Verse 17 says, When Pharaoh let the people go, God did not lead them on the road through the Philistine country, though that was shorter. For God said, if they face war, they might change their minds and return to Egypt. So God led the people around by the desert road toward the Red Sea. The Israelites went up out of Egypt, ready for battle. Moses took the bones of Joseph with him.

Because Joseph had made the Israelites swear an oath. He said, God will surely come to your aid, and then you must carry my bones with you up from this place. After leaving Succoth, they camped near Etham on the edge of the desert. By day, the Lord went ahead of them in a pillar of cloud to guide them on their way by night and the pillar of fire to give them light so that they could travel by day and night. Neither the pillar of cloud by day nor the pillar of fire by night left its place in front of the people.

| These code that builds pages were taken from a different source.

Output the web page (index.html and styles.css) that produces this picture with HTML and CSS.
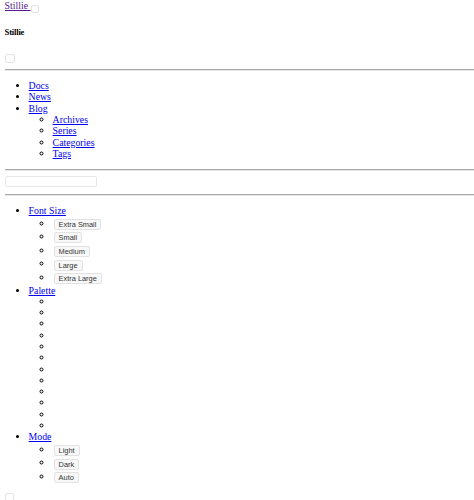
FILE: index.html
```html
<!DOCTYPE html>
<html lang="en">
<head>
<meta charset="utf-8">
<title>Stillie</title>
<link rel="stylesheet" href="styles.css">
</head>
<body>
<header class="top">
  <a class="brand" href="#">Stillie </a><button class="icon-btn" type="button" aria-label="Menu"></button>
</header>
<div class="title">Stillie</div>
<div class="toggle-row"><button class="toggle" type="button" aria-label="Toggle"></button></div>
<hr class="rule">
<ul class="nav">
  <li><a href="#">Docs</a></li>
  <li><a href="#">News</a></li>
  <li><a href="#">Blog</a>
    <ul class="sub">
      <li><a href="#">Archives</a></li>
      <li><a href="#">Series</a></li>
      <li><a href="#">Categories</a></li>
      <li><a href="#">Tags</a></li>
    </ul>
  </li>
</ul>
<hr class="rule">
<div class="search"><input class="search-input" type="text" aria-label="Search"></div>
<hr class="rule">
<ul class="settings">
  <li><a href="#">Font Size</a>
    <ul class="sub">
      <li class="btn-item"><button class="opt" type="button">Extra Small</button></li>
      <li class="btn-item"><button class="opt" type="button">Small</button></li>
      <li class="btn-item"><button class="opt" type="button">Medium</button></li>
      <li class="btn-item"><button class="opt" type="button">Large</button></li>
      <li class="btn-item"><button class="opt" type="button">Extra Large</button></li>
    </ul>
  </li>
  <li><a href="#">Palette</a>
    <ul class="sub">
      <li class="swatch"></li>
      <li class="swatch"></li>
      <li class="swatch"></li>
      <li class="swatch"></li>
      <li class="swatch"></li>
      <li class="swatch"></li>
      <li class="swatch"></li>
      <li class="swatch"></li>
      <li class="swatch"></li>
      <li class="swatch"></li>
      <li class="swatch"></li>
      <li class="swatch"></li>
    </ul>
  </li>
  <li><a href="#">Mode</a>
    <ul class="sub">
      <li class="btn-item"><button class="opt" type="button">Light</button></li>
      <li class="btn-item"><button class="opt" type="button">Dark</button></li>
      <li class="btn-item"><button class="opt" type="button">Auto</button></li>
    </ul>
  </li>
</ul>
<div class="bottom-box"></div>
</body>
</html>
```

FILE: styles.css
```css
html, body {
  background: #ffffff;
}
body {
  margin: 0 0 0 4.6px;
  font-family: "Liberation Serif", "Times New Roman", serif;
  font-size: 9.8px;
  line-height: 11.3px;
  color: #000;
}
a {
  color: #0000ee;
}
.top {
  height: 11.3px;
  display: flex;
  align-items: flex-start;
}
.brand {
  color: #551a8b;
  white-space: pre;
}
.icon-btn {
  margin: 5px 0 0 1px;
  padding: 0;
  width: 8px;
  height: 8px;
  border: 1px solid #e2e2e2;
  border-radius: 2px;
  background: #fdfdfd;
}
.title {
  margin-top: 16px;
  font-size: 8.6px;
  letter-spacing: -0.2px;
  font-weight: bold;
}
.toggle-row {
  margin-top: 15px;
  height: 9px;
}
.toggle {
  display: block;
  width: 10px;
  height: 9px;
  padding: 0;
  border: 1px solid #e4e4e4;
  border-radius: 2px;
  background: #fdfdfd;
}
.rule {
  margin: 6px 0 0;
  height: 0;
  border: 0;
  border-top: 1px solid #a8a8a8;
  border-bottom: 1px solid #e6e6e6;
}
.nav {
  margin: 9.6px 0;
  padding-left: 24px;
  list-style: disc;
}
.sub {
  margin: 0;
  padding-left: 24px;
  list-style: circle;
}
.search {
  padding: 5px 0 7px;
}
.search + .rule {
  margin-top: 0;
}
.nav + .rule {
  margin-top: 0;
}
.search-input {
  display: block;
  box-sizing: border-box;
  width: 92px;
  height: 11px;
  margin: 0;
  padding: 0 2px;
  border: 1px solid #e6e6e6;
  border-radius: 2px;
  background: #fff;
  font-size: 7px;
}
.settings {
  margin: 9.4px 0 9.6px;
  padding-left: 24px;
  list-style: disc;
}
.btn-item {
  height: 13.6px;
  line-height: 13.6px;
}
.opt {
  display: inline-block;
  vertical-align: middle;
  box-sizing: border-box;
  height: 11px;
  margin: 0 0 0 1px;
  padding: 0 4px;
  font-family: "Liberation Sans", Arial, sans-serif;
  font-size: 7.4px;
  line-height: 9px;
  color: #333;
  background: #f8f8f8;
  border: 1px solid #e2e2e2;
  border-radius: 2px;
}
.swatch {
  height: 11.3px;
}
.bottom-box {
  width: 9px;
  height: 9px;
  border: 1px solid #e4e4e4;
  border-radius: 2px;
  box-sizing: border-box;
}
```
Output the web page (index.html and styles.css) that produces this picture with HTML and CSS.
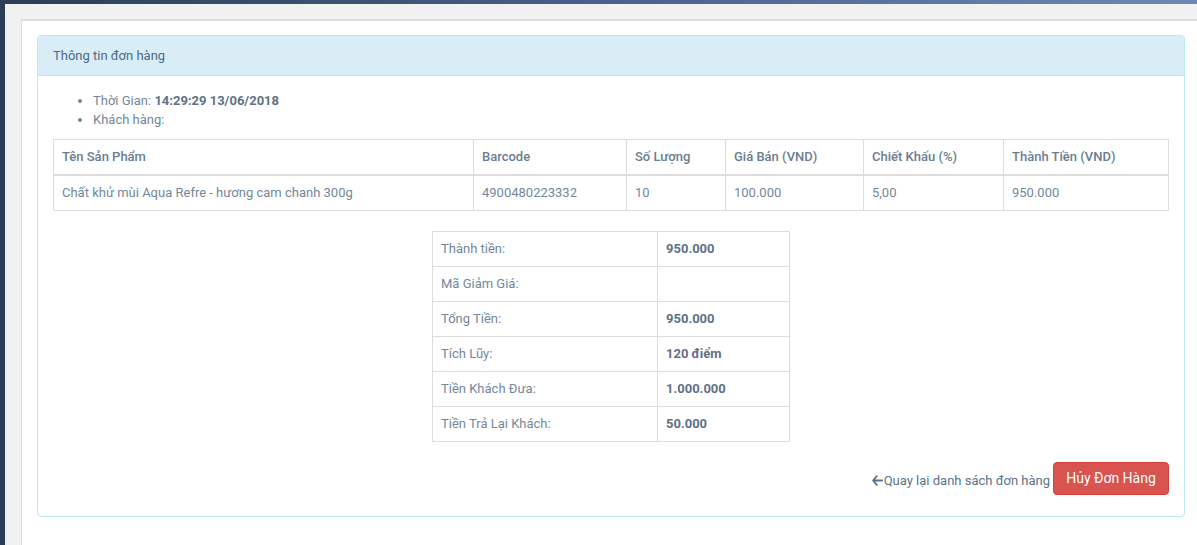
FILE: index.html
```html
<!DOCTYPE html>
<html lang="vi">
<head>
<meta charset="utf-8">
<title>Thông tin đơn hàng</title>
<link rel="stylesheet" href="styles.css">
</head>
<body>
<div class="app">
  <div class="sidebar"></div>
  <div class="main">
    <div class="topbar"></div>
    <div class="page">
      <div class="content">
        <div class="panel">
          <div class="panel-heading">Thông tin đơn hàng</div>
          <div class="panel-body">
            <ul class="info">
              <li>Thời Gian: <b>14:29:29 13/06/2018</b></li>
              <li>Khách hàng:</li>
            </ul>
            <table class="items">
              <colgroup>
                <col class="c1"><col class="c2"><col class="c3"><col class="c4"><col class="c5"><col class="c6">
              </colgroup>
              <thead>
                <tr>
                  <th>Tên Sản Phẩm</th>
                  <th>Barcode</th>
                  <th>Số Lượng</th>
                  <th>Giá Bán (VND)</th>
                  <th>Chiết Khấu (%)</th>
                  <th>Thành Tiền (VND)</th>
                </tr>
              </thead>
              <tbody>
                <tr>
                  <td>Chất khử mùi Aqua Refre - hương cam chanh 300g</td>
                  <td>4900480223332</td>
                  <td>10</td>
                  <td>100.000</td>
                  <td>5,00</td>
                  <td>950.000</td>
                </tr>
              </tbody>
            </table>
            <table class="summary">
              <tr><td class="k">Thành tiền:</td><td class="v">950.000</td></tr>
              <tr><td class="k">Mã Giảm Giá:</td><td class="v"></td></tr>
              <tr><td class="k">Tổng Tiền:</td><td class="v">950.000</td></tr>
              <tr><td class="k">Tích Lũy:</td><td class="v">120 điểm</td></tr>
              <tr><td class="k">Tiền Khách Đưa:</td><td class="v">1.000.000</td></tr>
              <tr><td class="k">Tiền Trả Lại Khách:</td><td class="v">50.000</td></tr>
            </table>
            <div class="actions">
              <a class="back" href="#"><svg class="arrow" viewBox="0 0 12 12" width="11" height="11"><path d="M5.2 1.2 L1.2 6 L5.2 10.8 M1.4 6 H11" fill="none" stroke="currentColor" stroke-width="2" stroke-linecap="round" stroke-linejoin="round"/></svg>Quay lại danh sách đơn hàng</a>
              <button class="btn-danger" type="button">Hủy Đơn Hàng</button>
            </div>
          </div>
        </div>
      </div>
    </div>
  </div>
</div>
</body>
</html>
```
FILE: styles.css
```css
* { box-sizing: border-box; }
html, body { margin: 0; padding: 0; }
body {
  font-family: Roboto, "Liberation Sans", Arial, sans-serif;
  font-size: 13px;
  line-height: 1.471;
  color: #73879c;
  background: #fff;
}
.app { display: flex; min-height: 545px; }
.sidebar { width: 5px; background: #2a3f54; flex: none; }
.main { flex: 1; display: flex; flex-direction: column; }
.topbar {
  height: 4px;
  background: linear-gradient(to right, #2a3f54 0%, #4a6088 50%, #6f87b4 100%);
}
.page {
  flex: 1;
  background: #f1f1f1;
  padding: 15px 0 0 16px;
  display: flex;
}
.content {
  flex: 1;
  background: #fff;
  border-left: 1px solid #dcdcdc;
  border-top: 2px solid #dedede;
  padding: 14px 12px 15px 15px;
}
.panel {
  border: 1px solid #bce8f1;
  border-radius: 4px;
  background: #fff;
}
.panel-heading {
  background: #d9edf7;
  border-bottom: 1px solid #bce8f1;
  border-radius: 3px 3px 0 0;
  padding: 10px 15px 9px;
  height: 40px;
  color: #4a6a86;
}
.panel-body { padding: 15px; }
.info { margin: 0 0 10px; padding-left: 40px; }
.info b { color: #5f7186; }
table { border-collapse: collapse; border-spacing: 0; }
.items { width: 100%; margin-bottom: 20px; }
.items th, .items td, .summary td {
  border: 1px solid #dddddd;
  padding: 8px;
  text-align: left;
  vertical-align: top;
  line-height: 18px;
}
.items th { font-weight: 500; color: #6a7d92; border-bottom-width: 2px; }
.c1 { width: 420px; }
.c2 { width: 153px; }
.c3 { width: 99px; }
.c4 { width: 138px; }
.c5 { width: 140px; }
.c6 { width: 165px; }
.summary { margin: 0 auto; width: 358px; }
.summary .k { width: 225px; }
.summary .v { font-weight: 700; color: #5f7186; }
.actions {
  display: flex;
  justify-content: flex-end;
  align-items: center;
  margin-top: 20px;
  padding-bottom: 6px;
}
.back {
  color: #5a738e;
  text-decoration: none;
  display: flex;
  align-items: center;
  margin-right: 3px;
  margin-top: 3px;
}
.arrow { margin-right: 1px; }
.btn-danger {
  font-family: Roboto, "Liberation Sans", Arial, sans-serif;
  font-size: 14px;
  line-height: 20px;
  color: #fff;
  background: #d9534f;
  border: 1px solid #d43f3a;
  border-radius: 4px;
  padding: 5px 12px 6px;
  height: 33px;
  width: 116px;
}
```
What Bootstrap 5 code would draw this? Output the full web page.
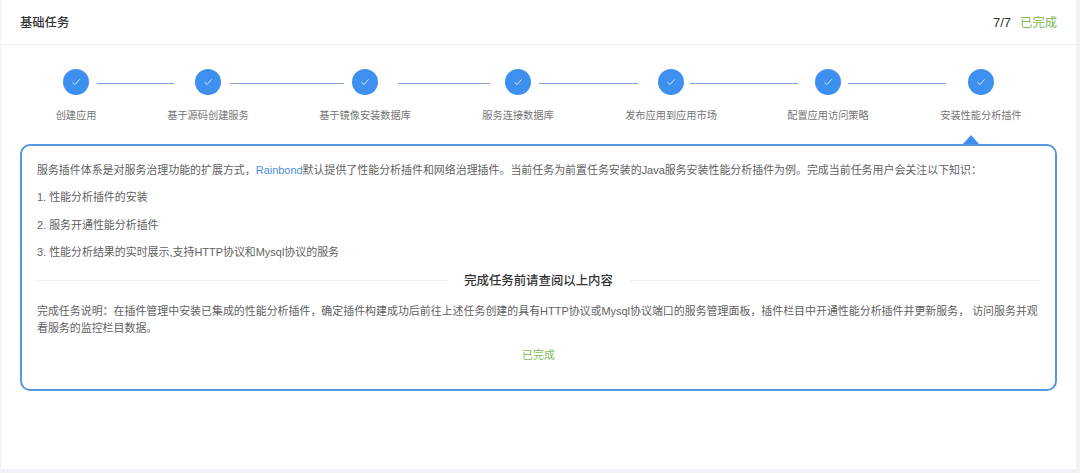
<!DOCTYPE html>
<html lang="zh">
<head>
<meta charset="utf-8">
<title>基础任务</title>
<link href="https://cdn.jsdelivr.net/npm/bootstrap@5.3.0/dist/css/bootstrap.min.css" rel="stylesheet">
<style>
html,body{height:473px;overflow:hidden;}
body{background:#f0f2f5;font-family:"Liberation Sans","Noto Sans CJK SC",sans-serif;color:#5f5f5f;font-size:10.95px;}
.task-card{width:1075px;height:469px;margin-left:1px;background:#fff;border:0;border-radius:0;}
.task-head{height:45px;padding:2px 19px 0;border-bottom:1px solid #f0f0f0;}
.task-title{font-size:12.3px;color:#333;font-weight:500;}
.task-count{font-size:13px;color:#333;}
.task-done{font-size:12.3px;color:#7dbb55;margin-left:9px;}
.step-row{padding:24px 0 0 62px;height:99px;}
.step-item{width:26px;flex:none;}
.step-dot{width:26px;height:26px;border-radius:50%;background:#3d8ff0;}
.step-name{margin-top:14px;font-size:10.2px;line-height:14px;white-space:nowrap;color:#757575;}
.step-link{flex:none;height:1px;background:#7ba3d6;margin-top:14px;}
.lk1{margin-left:8px;margin-right:21px;width:77px;}
.lk2{margin-left:9px;margin-right:8px;width:114px;}
.lk3{margin-left:20px;margin-right:15px;width:92px;}
.lk4{margin-left:8px;margin-right:20px;width:99px;}
.lk5{margin-left:6px;margin-right:17px;width:108px;}
.lk6{margin-left:7px;margin-right:22px;width:98px;}
.info-box{margin:0 0 0 19px;width:1037px;height:247px;border:2px solid #5897dc;border-radius:10px;padding:17px 15px 0;position:relative;}
.info-arrow{position:absolute;top:-11px;right:76px;width:0;height:0;border-left:8px solid transparent;border-right:8px solid transparent;border-bottom:9px solid #3d8ff0;}
.info-line{margin:0 0 13.3px;line-height:14px;}
.info-link{color:#4a90d9;text-decoration:none;}
.info-rule{margin-top:14px;margin-bottom:14.5px;}
.rule-bar{flex:1;height:1px;background:#f0f0f0;}
.rule-text{font-size:12.4px;color:#333;padding:0 17px;line-height:16px;font-weight:500;}
.info-note{line-height:17px;margin:0;}
.info-state{color:#7dbb55;line-height:14px;margin-top:10.5px;}
</style>
</head>
<body>
<div class="card task-card">
  <div class="task-head d-flex align-items-center justify-content-between">
    <div class="task-title">基础任务</div>
    <div class="d-flex align-items-center"><span class="task-count">7/7</span><span class="task-done">已完成</span></div>
  </div>
  <div class="step-row d-flex align-items-start">
    <div class="step-item d-flex flex-column align-items-center"><div class="step-dot d-flex align-items-center justify-content-center"><svg width="10" height="10" viewBox="0 0 10 10"><path d="M1.5 5.2 4 7.6 8.6 2.4" fill="none" stroke="#dbeafe" stroke-width="1"/></svg></div><div class="step-name">创建应用</div></div>
    <div class="step-link lk1"></div>
    <div class="step-item d-flex flex-column align-items-center"><div class="step-dot d-flex align-items-center justify-content-center"><svg width="10" height="10" viewBox="0 0 10 10"><path d="M1.5 5.2 4 7.6 8.6 2.4" fill="none" stroke="#dbeafe" stroke-width="1"/></svg></div><div class="step-name">基于源码创建服务</div></div>
    <div class="step-link lk2"></div>
    <div class="step-item d-flex flex-column align-items-center"><div class="step-dot d-flex align-items-center justify-content-center"><svg width="10" height="10" viewBox="0 0 10 10"><path d="M1.5 5.2 4 7.6 8.6 2.4" fill="none" stroke="#dbeafe" stroke-width="1"/></svg></div><div class="step-name">基于镜像安装数据库</div></div>
    <div class="step-link lk3"></div>
    <div class="step-item d-flex flex-column align-items-center"><div class="step-dot d-flex align-items-center justify-content-center"><svg width="10" height="10" viewBox="0 0 10 10"><path d="M1.5 5.2 4 7.6 8.6 2.4" fill="none" stroke="#dbeafe" stroke-width="1"/></svg></div><div class="step-name">服务连接数据库</div></div>
    <div class="step-link lk4"></div>
    <div class="step-item d-flex flex-column align-items-center"><div class="step-dot d-flex align-items-center justify-content-center"><svg width="10" height="10" viewBox="0 0 10 10"><path d="M1.5 5.2 4 7.6 8.6 2.4" fill="none" stroke="#dbeafe" stroke-width="1"/></svg></div><div class="step-name">发布应用到应用市场</div></div>
    <div class="step-link lk5"></div>
    <div class="step-item d-flex flex-column align-items-center"><div class="step-dot d-flex align-items-center justify-content-center"><svg width="10" height="10" viewBox="0 0 10 10"><path d="M1.5 5.2 4 7.6 8.6 2.4" fill="none" stroke="#dbeafe" stroke-width="1"/></svg></div><div class="step-name">配置应用访问策略</div></div>
    <div class="step-link lk6"></div>
    <div class="step-item d-flex flex-column align-items-center"><div class="step-dot d-flex align-items-center justify-content-center"><svg width="10" height="10" viewBox="0 0 10 10"><path d="M1.5 5.2 4 7.6 8.6 2.4" fill="none" stroke="#dbeafe" stroke-width="1"/></svg></div><div class="step-name">安装性能分析插件</div></div>
  </div>
  <div class="info-box">
    <div class="info-arrow"></div>
    <p class="info-line">服务插件体系是对服务治理功能的扩展方式，<a class="info-link" href="#">Rainbond</a>默认提供了性能分析插件和网络治理插件。当前任务为前置任务安装的Java服务安装性能分析插件为例。完成当前任务用户会关注以下知识：</p>
    <p class="info-line">1. 性能分析插件的安装</p>
    <p class="info-line">2. 服务开通性能分析插件</p>
    <p class="info-line">3. 性能分析结果的实时展示,支持HTTP协议和Mysql协议的服务</p>
    <div class="info-rule d-flex align-items-center"><div class="rule-bar"></div><div class="rule-text">完成任务前请查阅以上内容</div><div class="rule-bar"></div></div>
    <p class="info-note">完成任务说明：在插件管理中安装已集成的性能分析插件，确定插件构建成功后前往上述任务创建的具有HTTP协议或Mysql协议端口的服务管理面板，插件栏目中开通性能分析插件并更新服务， 访问服务并观看服务的监控栏目数据。</p>
    <div class="info-state text-center">已完成</div>
  </div>
</div>
<script src="https://cdn.jsdelivr.net/npm/bootstrap@5.3.0/dist/js/bootstrap.bundle.min.js"></script>
</body>
</html>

So we heard this morning. Initially, God did not lead them by the road that led them through the Philistine country, though that was shorter. There is a direct move here. God led the people on a very different route through the desert road. Does that sound fun to you?

Desert road. Now listen, I have seen a ton of movies where there's always somebody driving an old beat up car that runs out of gas on a desert road. Right. And it never works out well. But these people were forced to walk the desert road, Right.

That led them near the Red Sea or toward the Red Sea. Why do you think God did that?

For their own safety. I don't know.

To make them rely on God. That's a good one. Any other thoughts?

Fishing? Fishing. Okay. Near the Red Sea. Right.

Yes. I believe that is 100% accurate. So think about this. After more than 400 years in captivity, acting as slaves to Pharaoh and the Egyptians, what do you think would have happened if the Israelites were challenged into a battle right after they got their freedom? Right.

If they went through the Philistine country. And if you don't know this, the Philistines and the Israelites have a bit of beef. And so they don't like each other very much. And if they would have went through the Philistine towns, they probably would have been challenged to battle. God led them through the desert road because the Israelites weren't ready.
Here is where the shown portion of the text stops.